There is an interesting thing going on over in the world of concert flutes and saxophones. And it has to do with the realization that "getting used" to a hand position does not automatically translate into maximum efficiency in an ergonomic sense.
This has got to be clear already from the perspective of high-performance sports, but it is becoming an issue in music as well. When Boehm first invented his flute, he made the G key--which is played by the third finger of the left hand--offset, so as to have a more comfortable hand position. When he authorized the French firm of Louis Lot to makes his flutes on the Continent, Lot made all the keys inline (as well as adding perforated keys). To make a long story short, the French model became the standard for professional flutes, while the English model with plateau keys and offset G became the model of student flutes. For about a century, professional players all turned their noses up at the offset G, even though it is quite a bit more comfortable for most people. Controlled studies have demonstrated that not only is the offset G more comfortable, it allows for faster finger movements and thus aids technique. Only in the last ten years has the onus of the offset G begun to disappear.
Saxes have gone through some major keywork changes in order to make the playing of certain notes more ergonomically efficient, and this is still a major point of evolution in the sax. Many players have custom key risers built or fitted in order to make the horn as comfortable as possible in their hands, and certain horns are generally shunned as uncomfortable by the majority of players (such as the disastrous Selmer Mk. VII)
Perhaps we don't need such fast fingers on the shakuhachi, but there are good reasons to place the holes in as comfortable a position as possible, and no good ones not to. Yes, yes...tradition and aesthetics....but let us not forget that in days of yore, holes were placed not only in line, but at equidistant spacing between the nodes for "aesthetic" reasons, and tuning be damned. I'm not hearing anyone calling for resurrecting that practice nowadays....
Last edited by Toby (2010-08-18 23:41:13)
I hear you Toby, but I'm saying that offset holes ARE more uncomfortable.
For me they are.
But luckily we are working with individual pieces of a very malleable material so people can put them wherever they want. No mass production here.
Obviously the comparison between side-blown and vertical flutes is apples and oranges. They are held and blown differently. I would guess that with side-blown, weight is also more of an issue.

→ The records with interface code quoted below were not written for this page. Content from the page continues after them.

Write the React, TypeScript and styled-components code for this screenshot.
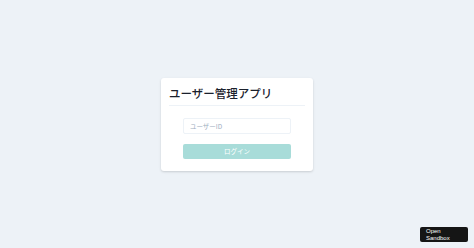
import React from "react";
import styled, { createGlobalStyle } from "styled-components";

const GlobalStyle = createGlobalStyle`
  html, body { margin: 0; padding: 0; }
  body {
    background: #edf2f7;
    font-family: "Noto Sans CJK JP", "Noto Sans", sans-serif;
  }
  #root { min-height: 100vh; }
`;

const Page = styled.main`
  min-height: 100vh;
  display: flex;
  align-items: center;
  justify-content: center;
`;

const Card = styled.section`
  width: 152px;
  box-sizing: border-box;
  background: #ffffff;
  border-radius: 3px;
  box-shadow: 0 1px 3px rgba(0, 0, 0, 0.1), 0 1px 2px rgba(0, 0, 0, 0.06);
  padding: 8px 8px 12px;
`;

const Title = styled.h1`
  margin: 0;
  font-size: 11.5px;
  line-height: 15px;
  font-weight: 500;
  color: #1a202c;
  padding-bottom: 4px;
  border-bottom: 1px solid #edf2f7;
`;

const Form = styled.form`
  width: 108px;
  margin: 12px auto 0;
  display: flex;
  flex-direction: column;
  gap: 10px;
`;

const Input = styled.input`
  box-sizing: border-box;
  height: 16px;
  width: 100%;
  border: 1px solid #edf2f7;
  border-radius: 2px;
  padding: 0 6px;
  font-family: inherit;
  font-size: 6.5px;
  color: #2d3748;
  outline: none;
  &::placeholder { color: #a0aec0; }
`;

const Button = styled.button<{ $disabled?: boolean }>`
  height: 15px;
  width: 100%;
  border: none;
  border-radius: 2px;
  background: ${(p) => (p.$disabled ? "#a8dcd9" : "#38b2ac")};
  color: #ffffff;
  font-family: inherit;
  font-size: 6.5px;
  padding: 0;
  cursor: pointer;
`;

const Badge = styled.a`
  position: fixed;
  right: 6px;
  bottom: 6px;
  width: 48px;
  height: 15px;
  box-sizing: border-box;
  padding: 1px 6px;
  background: #151515;
  border-radius: 2px;
  color: #ffffff;
  font-family: "Liberation Sans", Arial, sans-serif;
  font-size: 6px;
  line-height: 6.5px;
  text-decoration: none;
`;

export default function App() {
  return (
    <>
      <GlobalStyle />
      <Page>
        <Card>
          <Title>ユーザー管理アプリ</Title>
          <Form onSubmit={(e) => e.preventDefault()}>
            <Input placeholder="ユーザーID" />
            <Button $disabled type="submit">ログイン</Button>
          </Form>
        </Card>
      </Page>
      <Badge href="#">Open<br />Sandbox</Badge>
    </>
  );
}
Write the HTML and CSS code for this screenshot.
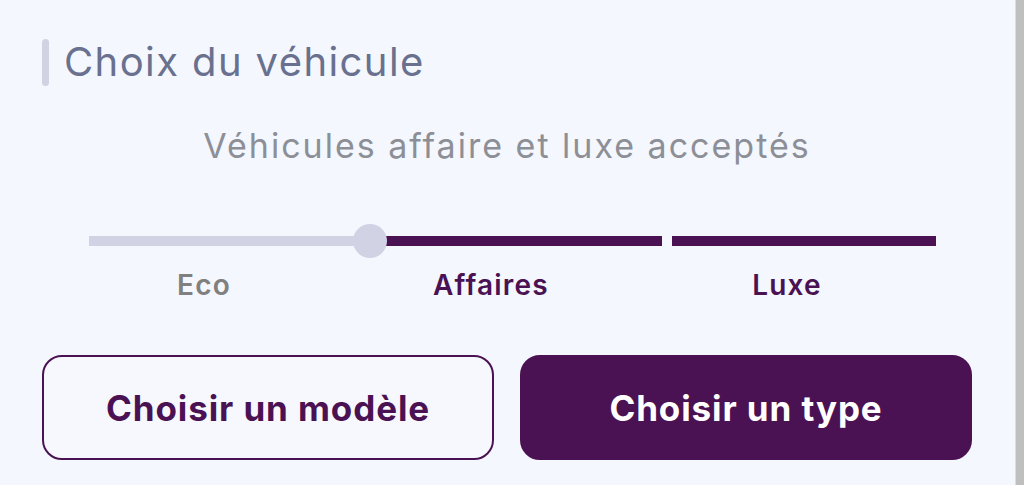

I agree. People should do whatever suits them so that the less that gets between the sound in their mind and the sound produced, the better. I'm wondering about piper's grip. I find it quite difficult, but it is nearly indispensable when playing bansuri and dizi, since it allows easily for the shadings and glisses used on those instruments. I imagine that it would be difficult for some shakuhachi half-hole shadings. Anybody have any experience with that?